U of T, Chematria and IBM partner to find new treatments for Ebola virus

The University of Toronto, Chematria and IBM are combining forces in a quest to find new treatments for the Ebola virus.

Using a virtual research technology invented by Chematria, a startup housed at U of T's Impact Centre, the team will use software that learns and thinks like a human chemist to search for new medicines. Running on Canada's most powerful supercomputer, the effort will simulate and analyze the effectiveness of millions of hypothetical drugs in just a matter of weeks.

"What we are attempting would have been considered science fiction, until now," says Abraham Heifets (PhD), a U of T graduate and the chief executive officer of Chematria. "We are going to explore the possible effectiveness of millions of drugs, something that used to take decades of physical research and tens of millions of dollars, in mere days with our technology."

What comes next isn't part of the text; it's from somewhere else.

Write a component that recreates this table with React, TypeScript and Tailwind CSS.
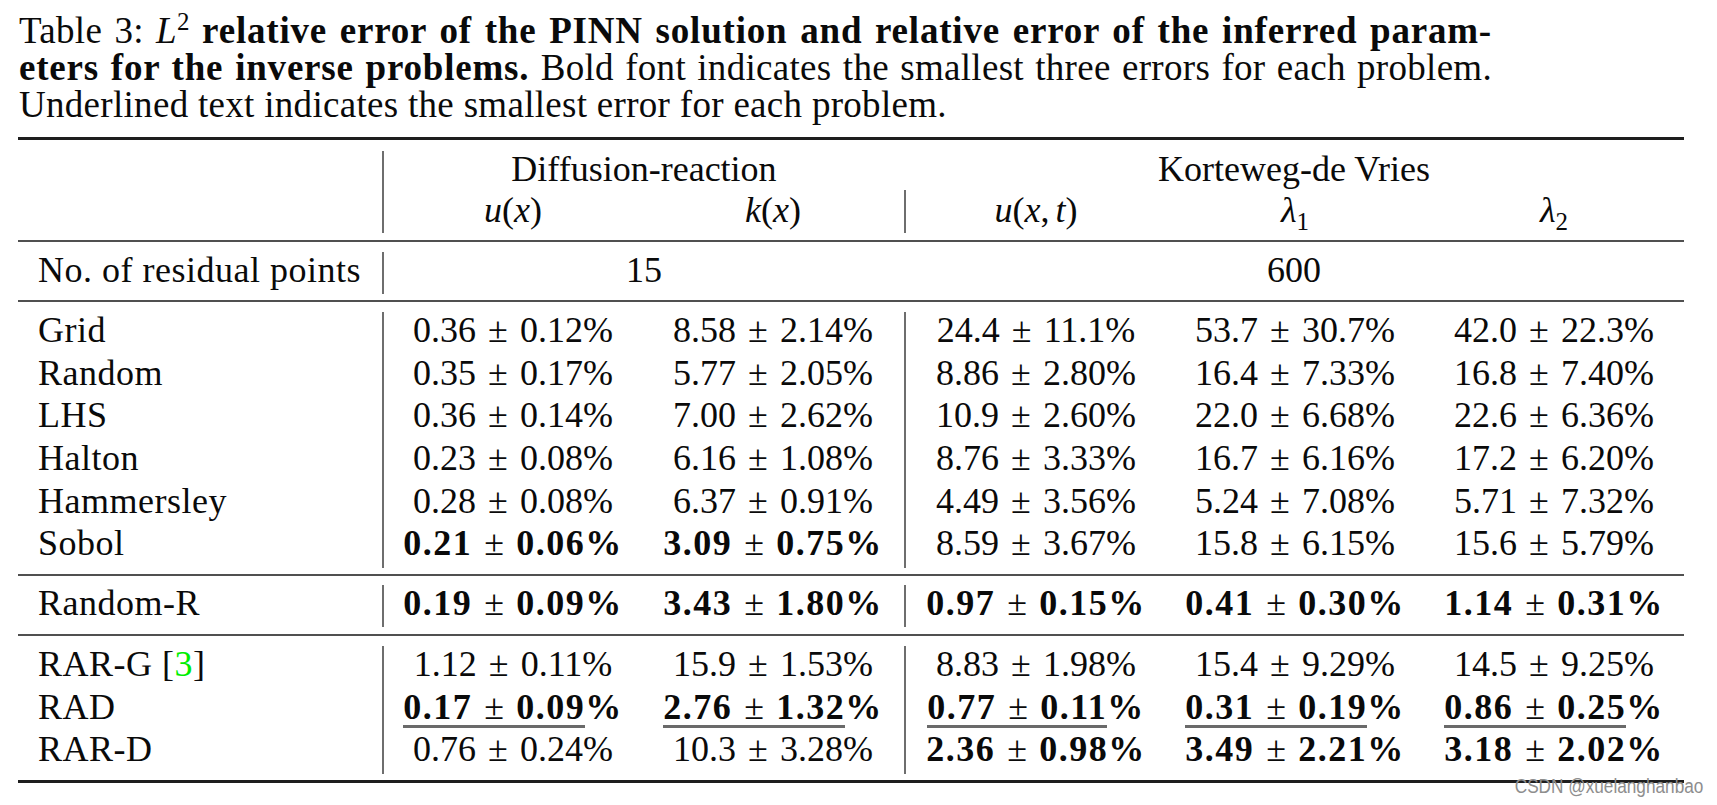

Chematria's technology is a virtual drug discovery platform based on the science of deep learning neural networks and has previously been used for research on malaria, multiple sclerosis, C. difficile, and leukemia.

Much like the software used to design airplanes and computer chips in simulation, this new system can predict the possible effectiveness of new medicines, without costly and time-consuming physical synthesis and testing. The system is driven by a virtual brain that teaches itself by "studying" millions of datapoints about how drugs have worked in the past. With this vast knowledge, the software can apply the patterns it has learned to predict the effectiveness of hypothetical drugs, and suggest surprising uses for existing drugs, transforming the way medicines are discovered.

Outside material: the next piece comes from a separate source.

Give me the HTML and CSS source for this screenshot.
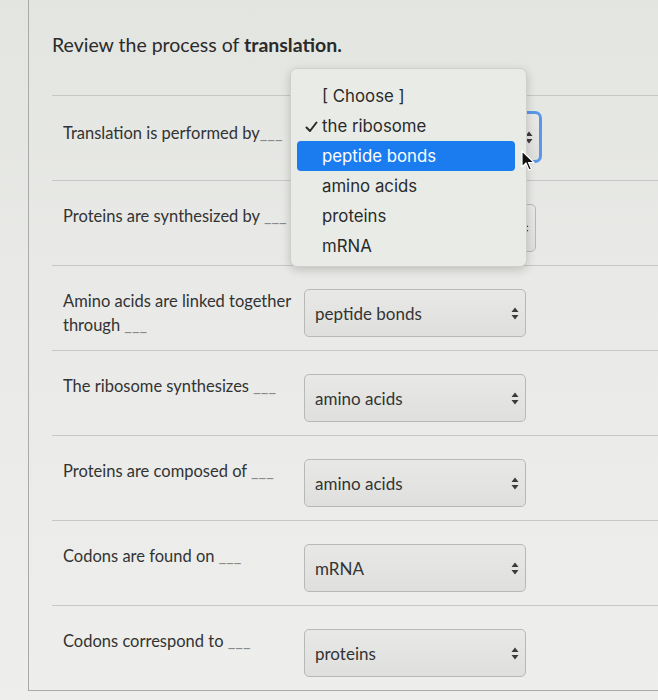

The World Health Organization has projected that new cases of Ebola could reach 10,000 each week by December 2014, underscoring the urgent need for research to address the crisis. The unprecedented speed and scale of this investigation is enabled by the unique strengths of the three partners: Chematria is offering the core artificial intelligence technology that performs the drug research, U of T is contributing biological insights about Ebola that the system will use to search for new treatments and IBM is providing access to Canada's fastest supercomputer, Blue Gene/Q.

"Our team is focusing on the mechanism Ebola uses to latch on to the cells it infects," said Dr. Jeffrey Lee of the University of Toronto. "If we can interrupt that process with a new drug, it could prevent the virus from replicating, and potentially work against other viruses like Marburg and HIV that use the same mechanism."

While there are "broad spectrum" antibiotics that can treat multiple kinds of bacterial infections, most antiviral medications are only effective against a single kind of virus.

The initiative may also demonstrate an alternative approach to high-speed medical research. While giving drugs to patients will always require thorough clinical testing, zeroing in on the best drug candidates can take years using today's most common methods. Critics say this slow and prohibitively expensive process is one of the key reasons that finding treatments for rare and emerging diseases is difficult.

"If we can find promising drug candidates for Ebola using computers alone," said Heifets, "it will be a milestone for how we develop cures."